The proposed Pinedale Memorial has garnered the support of several city councilmembers including District 2 Councilman Brian Calhoun whose area encompasses Pinedale.

“I think it’s a good idea. All the parties involved want — I want — a memorial to be there,” he said. “We want this to be a very nice place … a part of the past, yet a celebration that we’ve moved well beyond that.”

But so far community members and the property owner have not been able to agree on several issues, including where the memorial will be located and how large it will be.

“We’re looking for a compromise,” said Calhoun, who is hopeful that an agreement can be reached by the time the city council meets again in February.

The owners had offered a memorial within a 90-foot traffic turnaround and $25,000 with the condition that the memorial site be operated by the city of Fresno. But committee members rejected the idea believing the turnaround area would cause a traffic hazard and does not allow passersby a chance to appreciate the memorial.

The committee wants a .5-acre of land adjacent to the turnaround for the memorial and $100,000 for landscaping and interpretive materials for the memorial.

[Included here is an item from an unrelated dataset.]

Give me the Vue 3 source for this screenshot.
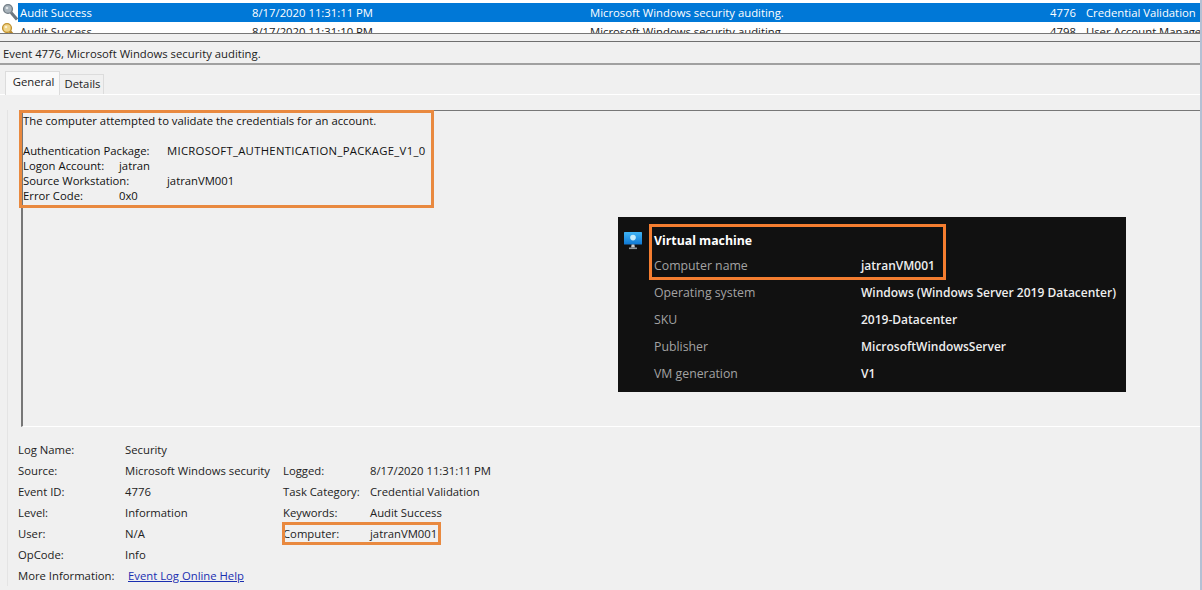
<script setup>
const vmRows = [
  { label: 'Operating system', value: 'Windows (Windows Server 2019 Datacenter)' },
  { label: 'SKU', value: '2019-Datacenter' },
  { label: 'Publisher', value: 'MicrosoftWindowsServer' },
  { label: 'VM generation', value: 'V1' }
]

const details = [
  ['Log Name:', 'Security', '', ''],
  ['Source:', 'Microsoft Windows security', 'Logged:', '8/17/2020 11:31:11 PM'],
  ['Event ID:', '4776', 'Task Category:', 'Credential Validation'],
  ['Level:', 'Information', 'Keywords:', 'Audit Success'],
  ['User:', 'N/A', 'Computer:', 'jatranVM001'],
  ['OpCode:', 'Info', '', '']
]

const messageStart = 'The computer attempted to validate the credentials for an account.\n\nAuthentication Package:\t'
const messageEnd = '\nLogon Account:\tjatran\nSource Workstation:\tjatranVM001\nError Code:\t0x0'
</script>

<template>
  <div class="page">
    <div class="event-list">
      <div class="row selected">
        <svg class="row-icon" viewBox="0 0 16 19">
          <path d="M9 9.5l6 7" stroke="#6c7780" stroke-width="3" />
          <circle cx="6" cy="6" r="4.4" fill="#a9b3bb" stroke="#737e87" stroke-width="1.4" />
          <circle cx="5" cy="5" r="1.3" fill="#dfe4e8" />
        </svg>
        <div class="cells">
          <span class="c-level">Audit Success</span>
          <span class="c-date">8/17/2020 11:31:11 PM</span>
          <span class="c-source">Microsoft Windows security auditing.</span>
          <span class="c-id">4776</span>
          <span class="c-cat">Credential Validation</span>
        </div>
      </div>
      <div class="row">
        <svg class="row-icon" viewBox="0 0 16 19">
          <path d="M8 9.5l6 7" stroke="#b5862c" stroke-width="3" />
          <circle cx="5" cy="6" r="4.4" fill="#f0d488" stroke="#c2932f" stroke-width="1.4" />
          <circle cx="4" cy="5" r="1.3" fill="#fbf0cf" />
        </svg>
        <div class="cells">
          <span class="c-level">Audit Success</span>
          <span class="c-date">8/17/2020 11:31:10 PM</span>
          <span class="c-source">Microsoft Windows security auditing.</span>
          <span class="c-id">4798</span>
          <span class="c-cat">User Account Management</span>
        </div>
      </div>
    </div>

    <div class="event-title">Event 4776, Microsoft Windows security auditing.</div>

    <div class="tabs">
      <div class="tab active">General</div>
      <div class="tab">Details</div>
    </div>

    <div class="tab-body">
      <div class="message">
        <div class="message-text">{{ messageStart }}<span class="package">MICROSOFT_AUTHENTICATION_PACKAGE_V1_0</span>{{ messageEnd }}</div>
        <div class="mark mark-message"></div>
      </div>

      <div class="details">
        <template v-for="row in details" :key="row[0]">
          <span>{{ row[0] }}</span>
          <span>{{ row[1] }}</span>
          <span>{{ row[2] }}</span>
          <span>{{ row[3] }}</span>
        </template>
        <span>More Information:</span>
        <a class="help-link" href="#">Event Log Online Help</a>
        <div class="mark mark-computer"></div>
      </div>
    </div>

    <div class="vm-card">
      <svg class="vm-icon" viewBox="0 0 18 18">
        <defs>
          <linearGradient id="screen" x1="0" y1="0" x2="0" y2="1">
            <stop offset="0" stop-color="#3fb4f5" />
            <stop offset="1" stop-color="#0f78d4" />
          </linearGradient>
        </defs>
        <rect x="0" y="0" width="18" height="12.5" rx="0.6" fill="url(#screen)" />
        <circle cx="9" cy="5.6" r="2.8" fill="#c5ecfb" />
        <path d="M7.6 12.5h2.8l.5 3h-3.8z" fill="#c9ced2" />
        <path d="M5 15.5h8v1.6H5z" fill="#8f979c" />
      </svg>
      <div class="vm-info">
        <div class="vm-title">Virtual machine</div>
        <div class="vm-row">
          <span class="vm-label">Computer name</span>
          <span class="vm-value">jatranVM001</span>
        </div>
        <div v-for="row in vmRows" :key="row.label" class="vm-row">
          <span class="vm-label">{{ row.label }}</span>
          <span class="vm-value">{{ row.value }}</span>
        </div>
      </div>
      <div class="mark mark-vm"></div>
    </div>
  </div>
</template>

<style>
body {
  margin: 0;
  background: #f0f0f0;
}
</style>

<style scoped>
.page {
  position: relative;
  width: 1202px;
  height: 590px;
  overflow: hidden;
  box-sizing: border-box;
  background: #f0f0f0;
  border-right: 2px solid #b4c0d4;
  font-family: "Open Sans", "Noto Sans", sans-serif;
  font-size: 11.3px;
  color: #222;
}

.event-list {
  height: 30px;
  padding-top: 3px;
  background: #fff;
  border-bottom: 1px solid #777;
  overflow: hidden;
}

.row {
  display: flex;
  height: 19px;
  align-items: center;
}

.row-icon {
  width: 16px;
  height: 19px;
  margin-left: 2px;
  flex: none;
}

.cells {
  flex: 1;
  display: grid;
  grid-template-columns: 232px 338px 460px 36px auto;
  align-items: center;
  height: 19px;
  padding-left: 2px;
  white-space: nowrap;
  overflow: hidden;
}

.selected .cells {
  background: #0078d7;
  color: #fff;
}

.event-title {
  margin-top: 7px;
  height: 21px;
  line-height: 23px;
  padding-left: 3px;
  border-top: 1px solid #6f6f6f;
  border-bottom: 2px solid #a0a0a0;
}

.tabs {
  display: flex;
  align-items: flex-end;
  height: 29px;
  padding-left: 5px;
  border-bottom: 1px solid #fff;
}

.tab {
  box-sizing: border-box;
  width: 44px;
  height: 20px;
  padding-left: 2px;
  line-height: 18px;
  text-align: center;
  background: #f0f0f0;
  border: 1px solid #dcdcdc;
  border-bottom: none;
  border-left: none;
}

.tab.active {
  width: 55px;
  height: 24px;
  line-height: 20px;
  margin-bottom: -1px;
  background: #f9f9f9;
  border-left: 1px solid #dcdcdc;
}

.tab-body {
  padding-left: 10px;
  border-left: 1px solid #e4e4e4;
  margin-left: 7px;
}

.message {
  position: relative;
  margin: 15px 0 0 3px;
  height: 315px;
  border-top: 1px solid #777;
  border-left: 2px solid #777;
  border-bottom: 1px solid #fff;
}

.message-text {
  padding-top: 2px;
  white-space: pre-wrap;
  tab-size: 48px;
  line-height: 15px;
  color: #111;
}

.package {
  letter-spacing: 0.3px;
}

.mark {
  position: absolute;
  box-sizing: border-box;
  border: 3px solid #e9893f;
  pointer-events: none;
}

.mark-message {
  left: -4px;
  top: -1px;
  width: 415px;
  height: 98px;
}

.details {
  position: relative;
  display: grid;
  grid-template-columns: 107px 158px 87px auto;
  grid-auto-rows: 21px;
  align-items: center;
  margin-top: 12px;
  white-space: nowrap;
}

.help-link {
  color: #1a2fb0;
  text-decoration: underline;
  margin-left: 3px;
}

.mark-computer {
  left: 264px;
  top: 83px;
  width: 159px;
  height: 23px;
}

.vm-card {
  position: absolute;
  left: 618px;
  top: 217px;
  width: 508px;
  height: 175px;
  box-sizing: border-box;
  display: flex;
  padding: 15px 0 0 6px;
  background: #111;
  color: #eee;
  font-size: 12.3px;
}

.vm-icon {
  width: 18px;
  height: 18px;
  flex: none;
}

.vm-info {
  margin-left: 12px;
  margin-top: -6px;
}

.vm-title {
  height: 26px;
  line-height: 29px;
  font-weight: 700;
  color: #fff;
}

.vm-row {
  display: flex;
  height: 27px;
  line-height: 27px;
}

.vm-label {
  width: 207px;
  color: #a3a3a3;
}

.vm-value {
  font-size: 12px;
  font-weight: 600;
  color: #eee;
  white-space: nowrap;
}

.mark-vm {
  left: 31px;
  top: 7px;
  width: 297px;
  height: 56px;
  border-color: #f47d30;
}
</style>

Architect Irv Miyamoto and landscape architect Paul Saito have volunteered their services for the project which will use materials from the current building.

“We can’t deal with the developers directly but we are willing to do this project with the city,” said Ikeda, who indicated that talks with the developers have thus far not been fruitful.

Al Solis, planning consultant for Sol Development Associates, has been contracted by Granum Partners to work with the city to come up with an acceptable memorial.

“We’re working on a compromise to meet everyone’s expectations,” said Solis, who noted that architects from both sides are currently working on a proposal. “We’re letting the two sides work it out.”

From May 7 to July 23 in 1942 more than 4,800 JAs, largely from Oregon, Washington, and Sacramento, made their way to the Pinedale Assembly Center. The building was eventually established by the U.S. Army as an Army and Air Force base on Aug. 1, 1942, and was also the former location for the Sugar Pine Lumber Co.

Dr. George Suda, 90, had just gotten out of Dental College when he entered the Pinedale Assembly Center with his parents and sister.

“It was a desert, a place where no one should be living,” recalled Suda. “There was nothing but squirrels and rabbits, basically a hunting ground.”

Jack Hata, 84, remembers the exact day he was taken to Pinedale with his mother. “It was May 17, 1942 — my 21st birthday,” he said. His father was interned separately.

Suda would eventually end up at the Gila River camp and Hata spent time in Tule Lake. Both men agree that a Pinedale Memorial is a good idea.

“I think it will be nice,” said Suda. “People still don’t know anything about this story.”

Added Hata, “I think it’s nice that a city is willing to put up a memorial.”

The idea for a memorial and entry into the local register of historic resources is not unprecedented. In 1992 The Fresno County Fairgrounds, also a location for a temporary assembly center for JAs during WWII, was approved as a California Historic Landmark and today a memorial sits on the former site.

In addition the Manzanar camp was approved as a National Historic Landmark in 1985 and there is currently a proposal to approve the same status for the Tule Lake camp. Late last year HR 1492, the Camp Preservation Bill, was unanimously approved by the House. The bill would designate $38 million in grants for the preservation of the internment camps and the various assembly centers, including Pinedale.

Although Ikeda is hopeful a decision on the memorial will be made at the Feb. 28 council meeting he believes they may be heading towards a lengthy process.

“There will be some sort of memorial but the question is what scope,” he said. “Personally I want at least a groundbreaking by Feb. 19, 2007, if not a completed project.”